I'm dealing with a machine learning task and I'm trying to use blender to generate synthetic images as a training dataset for a neural network. To do this, I have to find the bounding box of the objects in the rendered image.
My code, up to now, is heavily based on the one suggested in this thread, but this doesn't take care of whether a vertex is visible or occluded by another object. The desired result is indeed exactly the same explained here. I've tried the suggestion given there, but it doesn't work.

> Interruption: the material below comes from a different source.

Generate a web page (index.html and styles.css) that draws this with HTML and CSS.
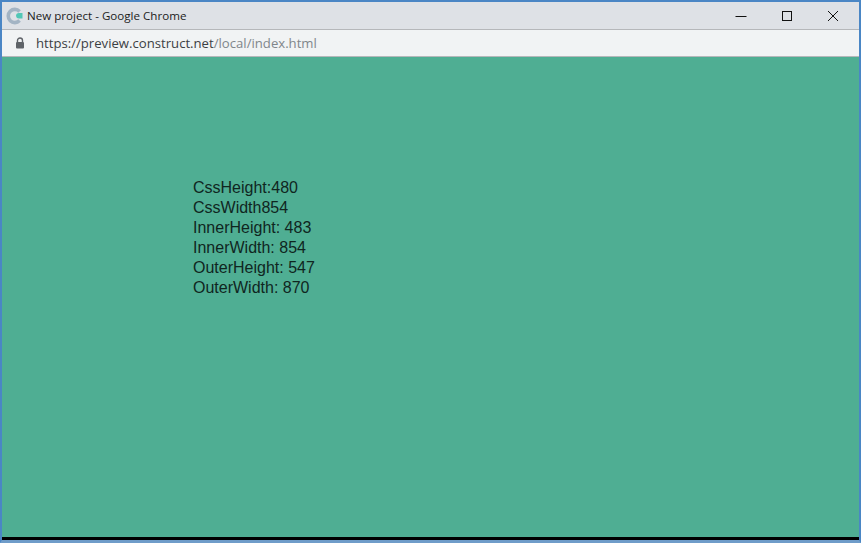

I can't understand if it's because I give the ray_cast function wrong inputs (since bpy APIs are really awful) or if it's just because of the poor performance of the function, as I've read somewhere else. My code, right now, is:
import bpy
import numpy as np
def boundingbox(scene, camera, obj, limit = 0.3):
# Get the inverse transformation matrix.
matrix = camera.matrix_world.normalized().inverted()
# Create a new mesh data block, using the inverse transform matrix to undo any transformations.
dg = bpy.context.evaluated_depsgraph_get()
# eval_obj = bpy.context.object.evaluated_get(dg)
eval_obj = obj.evaluated_get(dg)
mesh = eval_obj.to_mesh()
mesh.transform(obj.matrix_world)
mesh.transform(matrix)
# Get the world coordinates for the camera frame bounding box, before any transformations.
frame = [-v for v in camera.data.view_frame(scene=scene)[:3]]
origin = camera.location
lx = []
ly = []
for v in mesh.vertices:
co_local = v.co
z = -co_local.z
direction = (co_local - origin)
result = scene.ray_cast(view_layer=bpy.context.window.view_layer, origin=origin,
direction= direction) # interested only in the first return value
intersection = result[0]
met_obj = result[4]
if intersection:
if met_obj.type == 'CAMERA':
intersection = False
if z <= 0.0 or (intersection == True and (result[1] - co_local).length > limit):
# Vertex is behind the camera or another object; ignore it.
continue
else:
# Perspective division
frame = [(v / (v.z / z)) for v in frame]
min_x, max_x = frame[1].x, frame[2].x
min_y, max_y = frame[0].y, frame[1].y
x = (co_local.x - min_x) / (max_x - min_x)
y = (co_local.y - min_y) / (max_y - min_y)
lx.append(x)
ly.append(y)
eval_obj.to_mesh_clear()
# Image is not in view if all the mesh verts were ignored
if not lx or not ly:
return None
min_x = np.clip(min(lx), 0.0, 1.0)
min_y = np.clip(min(ly), 0.0, 1.0)
max_x = np.clip(max(lx), 0.0, 1.0)
max_y = np.clip(max(ly), 0.0, 1.0)
# Image is not in view if both bounding points exist on the same side
if min_x == max_x or min_y == max_y:
return None
# Figure out the rendered image size
render = scene.render
fac = render.resolution_percentage * 0.01
dim_x = render.resolution_x * fac
dim_y = render.resolution_y * fac
# return box in the form (top left x, top left y),(width, height)
return (
(round(min_x * dim_x), # X
round(dim_y - max_y * dim_y)), # Y
(round((max_x - min_x) * dim_x), # Width
round((max_y - min_y) * dim_y)) # Height
)
I've also tried to cast the ray from the vertex to the camera position (instead of doing the opposite) and using the small cubes workaround as explained here, but to no avail. Could please someone help me figure out how to properly do this or suggest another strategy?